Russell, it's Chris. It can probably stay around flat. There may be an opportunity to get maybe a little bit under $40 million. But what we are doing is really taking advantage of opportunities to reduce expenses in the branch network and even in our contracts on IT in order to fund the initiatives we have going on in terms of the digital build-out and all that. So I know we referenced and it's in the numbers the renegotiation of our core systems contract. We also referenced that in the fourth quarter we will be renegotiating our digital vendor contracts. And we expected to give you a sense the cost per account will drop somewhere in the range of 50%. So we are trying to make sure we get on top of the unit economics in digital. As we move our customers from brick-and-mortar to digital it's really important that we keep the unit economies in digital working. So I think you're going to see us around that $40 million some quarters might be a little better. We are not going to see a drop but you also shouldn't see it under a lot of pressure either.

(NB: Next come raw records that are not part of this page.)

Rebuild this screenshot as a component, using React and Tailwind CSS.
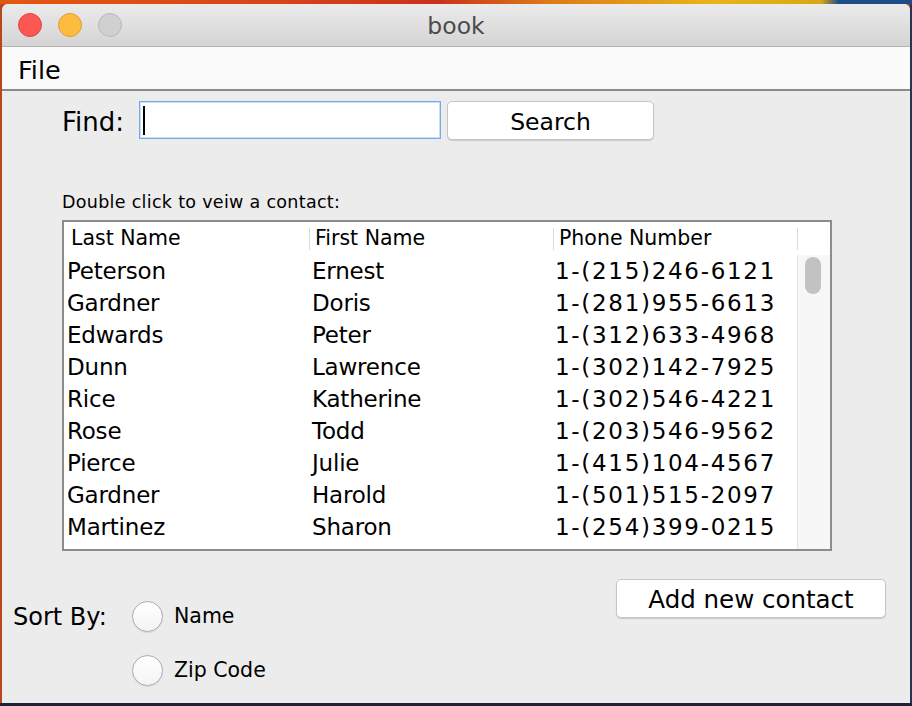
import React from 'react';

// Contact rows shown in the table
const contacts = [
  ['Peterson', 'Ernest', '1-(215)246-6121'],
  ['Gardner', 'Doris', '1-(281)955-6613'],
  ['Edwards', 'Peter', '1-(312)633-4968'],
  ['Dunn', 'Lawrence', '1-(302)142-7925'],
  ['Rice', 'Katherine', '1-(302)546-4221'],
  ['Rose', 'Todd', '1-(203)546-9562'],
  ['Pierce', 'Julie', '1-(415)104-4567'],
  ['Gardner', 'Harold', '1-(501)515-2097'],
  ['Martinez', 'Sharon', '1-(254)399-0215'],
];

const font = { fontFamily: '"DejaVu Sans", "Liberation Sans", sans-serif' };

const Radio = () => (
  <div className="w-[31px] h-[31px] rounded-full border border-[#acacac] bg-[linear-gradient(180deg,#ffffff,#f4f4f4)] shadow-[0_1px_1px_rgba(0,0,0,0.08)]" />
);

export default function App() {
  return (
    <div className="w-[912px] h-[706px] overflow-hidden flex flex-col bg-[#1c2338]" style={font}>
      {/* Wallpaper strip above the window */}
      <div className="h-[4px] bg-[linear-gradient(90deg,#e3580f_0%,#d8441a_30%,#c9321a_48%,#dc7a18_60%,#e8b418_78%,#dba616_90%,#1f4d8a_92%,#1f4d8a_100%)]" />

      <div className="flex bg-[#b8481c]">
        <div className="w-[2px]" />

        {/* Window */}
        <div className="w-[908px] h-[699px] flex flex-col bg-[#ececec] rounded-t-[6px] overflow-hidden">
          {/* Title bar */}
          <div className="h-[43px] flex items-center border-b border-[#b3b3b3] bg-[linear-gradient(180deg,#ebebeb,#d4d4d4)]">
            <div className="flex items-center gap-[16px] pl-[16px] w-[130px]">
              <div className="w-[24px] h-[24px] rounded-full bg-[#fc5753] border border-[#df4744]" />
              <div className="w-[24px] h-[24px] rounded-full bg-[#fdbc40] border border-[#de9f34]" />
              <div className="w-[24px] h-[24px] rounded-full bg-[#d0d0d0] border border-[#b9b9b9]" />
            </div>
            <div className="flex-1 text-center text-[23.5px] text-[#4b4b4b] pr-[130px] pt-[4px]">book</div>
          </div>

          {/* Menu bar */}
          <div className="h-[44px] flex items-center bg-[#fafafa] border-b-2 border-[#8a8a8a] pl-[16px]">
            <span className="text-[25.5px] text-black pt-[5px]">File</span>
          </div>

          {/* Content */}
          <div className="flex flex-col">
            {/* Search row */}
            <div className="flex items-start mt-[10px] pl-[60px]">
              <span className="w-[77px] text-[26px] leading-[38px] pt-[2px] text-black">Find:</span>
              <div className="w-[302px] h-[38px] bg-white border border-[#78aae8] shadow-[inset_0_0_0_1px_#c8def7] flex items-center pl-[3px]">
                <div className="w-[2px] h-[29px] bg-black" />
              </div>
              <button className="ml-[6px] w-[207px] h-[39px] bg-white border border-[#c6c6c6] rounded-[5px] shadow-[0_1px_1px_rgba(0,0,0,0.15)] text-[23.5px] leading-[34px] pt-[3px] text-black">
                Search
              </button>
            </div>

            <div className="mt-[51px] pl-[60px] text-[17.5px] leading-[20px] tracking-[0.3px] text-black">
              Double click to veiw a contact:
            </div>

            {/* Contacts table */}
            <div className="mt-[8px] ml-[60px] w-[770px] h-[331px] border-2 border-[#8c8c8c] bg-white flex flex-col">
              <div className="h-[33px] flex items-center text-[20.5px] text-black">
                <div className="w-[245px] pl-[7px] leading-[33px]">Last Name</div>
                <div className="w-px h-[22px] bg-[#dadada]" />
                <div className="w-[243px] pl-[5px] leading-[33px]">First Name</div>
                <div className="w-px h-[22px] bg-[#dadada]" />
                <div className="w-[243px] pl-[5px] leading-[33px]">Phone Number</div>
                <div className="w-px h-[22px] bg-[#dadada]" />
              </div>
              <div className="flex h-[294px]">
                <div className="w-[733px] overflow-hidden">
                  {contacts.map(([last, first, phone], i) => (
                    <div key={i} className="h-[32px] flex text-[23px] leading-[32px] text-black">
                      <div className="w-[245px] pl-[3px] tracking-[-0.2px]">{last}</div>
                      <div className="w-[244px] pl-[3px] tracking-[-0.2px]">{first}</div>
                      <div className="w-[244px] pl-[2px] tracking-[1.7px]">{phone}</div>
                    </div>
                  ))}
                </div>
                {/* Scrollbar */}
                <div className="w-[33px] bg-[#f7f7f7] border-l border-[#e6e6e6] pl-[7px] pt-[2px]">
                  <div className="w-[16px] h-[37px] rounded-full bg-[#c2c2c2]" />
                </div>
              </div>
            </div>

            {/* Bottom controls */}
            <div className="flex justify-between items-start">
              <div className="flex flex-col pl-[11px] mt-[49px]">
                <div className="h-[32px] flex items-center">
                  <span className="w-[119px] text-[24px] leading-[32px] pt-[1px] text-black">Sort By:</span>
                  <Radio />
                  <span className="ml-[11px] text-[20.5px] leading-[32px] text-black">Name</span>
                </div>
                <div className="h-[32px] flex items-center mt-[22px] pl-[119px]">
                  <Radio />
                  <span className="ml-[11px] text-[20.5px] leading-[32px] text-black">Zip Code</span>
                </div>
              </div>
              <button className="mt-[28px] mr-[24px] w-[270px] h-[39px] bg-white border border-[#c6c6c6] rounded-[5px] shadow-[0_1px_1px_rgba(0,0,0,0.15)] text-[24.5px] leading-[34px] pt-[3px] text-black">
                Add new contact
              </button>
            </div>
          </div>
        </div>

        <div className="w-[2px] bg-[#2a3350]" />
      </div>
    </div>
  );
}
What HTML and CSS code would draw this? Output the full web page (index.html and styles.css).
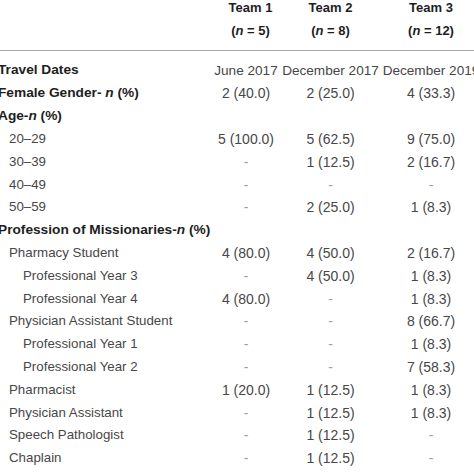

Russell Elliott Gunther -- D.A. Davidson -- Analyst

Okay. No that's very helpful Chris. And then just on the balance sheet side. So it sounds like organic growth and commercial lending growth is going to continue to be strong and then I hear you on remixing out of securities and into loans. So I'm curious as to when you expect sort of the $10 billion pressure to necessitate some sale out of single-family resi? And when we might see that show up in fees and again on sale perspective?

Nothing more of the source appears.